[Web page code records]
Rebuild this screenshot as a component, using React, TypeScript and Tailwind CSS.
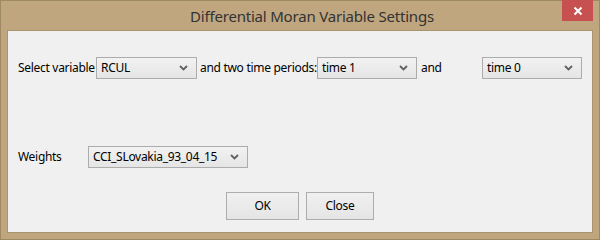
const font = "font-['Segoe_UI','Noto_Sans',sans-serif]";

const Chevron = () => (
  <svg width="9" height="6" viewBox="0 0 9 6" className="shrink-0">
    <path d="M1 1 L4.5 4.5 L8 1" fill="none" stroke="#606060" strokeWidth="1.8" />
  </svg>
);

const Combo = ({ value, width }: { value: string; width: string }) => (
  <div
    className={`flex h-[22px] ${width} shrink-0 items-center justify-between border border-[#acacac] bg-gradient-to-b from-[#f2f2f2] to-[#e5e5e5] pl-[4px] pr-[8px] text-[12px] text-black`}
  >
    <span className="whitespace-nowrap">{value}</span>
    <Chevron />
  </div>
);

const Button = ({ label, width }: { label: string; width: string }) => (
  <div
    className={`flex h-[28px] ${width} items-center justify-center border border-[#adadad] bg-gradient-to-b from-[#f0f0f0] to-[#e5e5e5] text-[12px] text-black`}
  >
    {label}
  </div>
);

export default function App() {
  return (
    <div className={`h-[240px] w-[600px] border border-[#9e8965] bg-[#bfa67f] ${font}`}>
      <div className="flex h-[29px] items-start">
        <div className="flex-1" />
        <div className="mt-[6px] whitespace-nowrap pl-[30px] text-[15px] leading-[18px] tracking-[-0.2px] text-[#333333]">
          Differential Moran Variable Settings
        </div>
        <div className="flex flex-1 justify-end pr-[6px]">
          <div className="-mt-px flex h-[21px] w-[31px] items-center justify-center bg-[#c75050]">
            <svg width="10" height="10" viewBox="0 0 10 10">
              <path d="M1.5 1.5 L8.5 8.5 M8.5 1.5 L1.5 8.5" stroke="white" strokeWidth="2" />
            </svg>
          </div>
        </div>
      </div>
      <div className="mx-[6px] flex h-[203px] flex-col border border-[#a8936f] bg-[#f0f0f0] text-[12px] tracking-[-0.3px] text-black">
        <div className="mt-[26px] flex h-[22px] items-center whitespace-nowrap pl-[10px]">
          <span className="w-[78px] shrink-0">Select variable</span>
          <Combo value="RCUL" width="w-[101px]" />
          <span className="w-[120px] shrink-0 pl-[3px]">and two time periods:</span>
          <Combo value="time 1" width="w-[100px]" />
          <span className="w-[65px] shrink-0 pl-[4px]">and</span>
          <Combo value="time 0" width="w-[100px]" />
        </div>
        <div className="mt-[67px] flex h-[22px] items-center whitespace-nowrap pl-[10px]">
          <span className="w-[70px] shrink-0">Weights</span>
          <Combo value="CCI_SLovakia_93_04_15" width="w-[160px]" />
        </div>
        <div className="mt-[24px] flex justify-center gap-[7px]">
          <Button label="OK" width="w-[73px]" />
          <Button label="Close" width="w-[68px]" />
        </div>
      </div>
    </div>
  );
}
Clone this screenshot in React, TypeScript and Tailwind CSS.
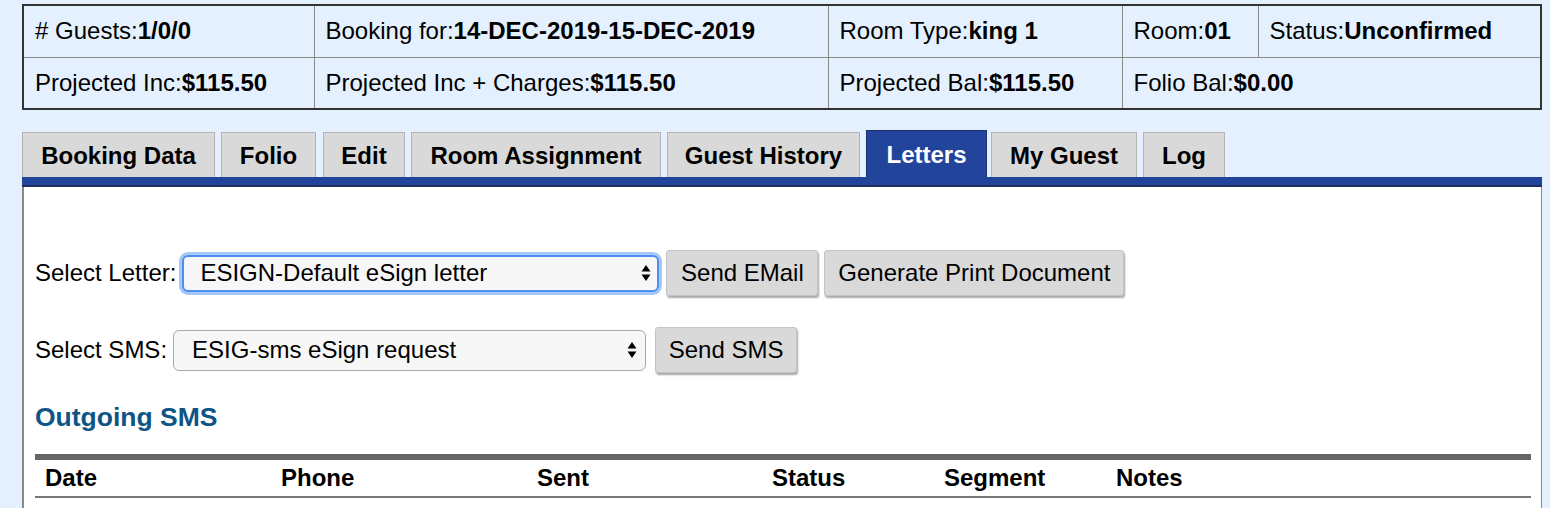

YOUR OBJECTIVE:
Extract, from the material above, each line holding the word "screenshot".

TASK RESPONSE:
Rebuild this screenshot as a component, using React, TypeScript and Tailwind CSS.
Clone this screenshot in React, TypeScript and Tailwind CSS.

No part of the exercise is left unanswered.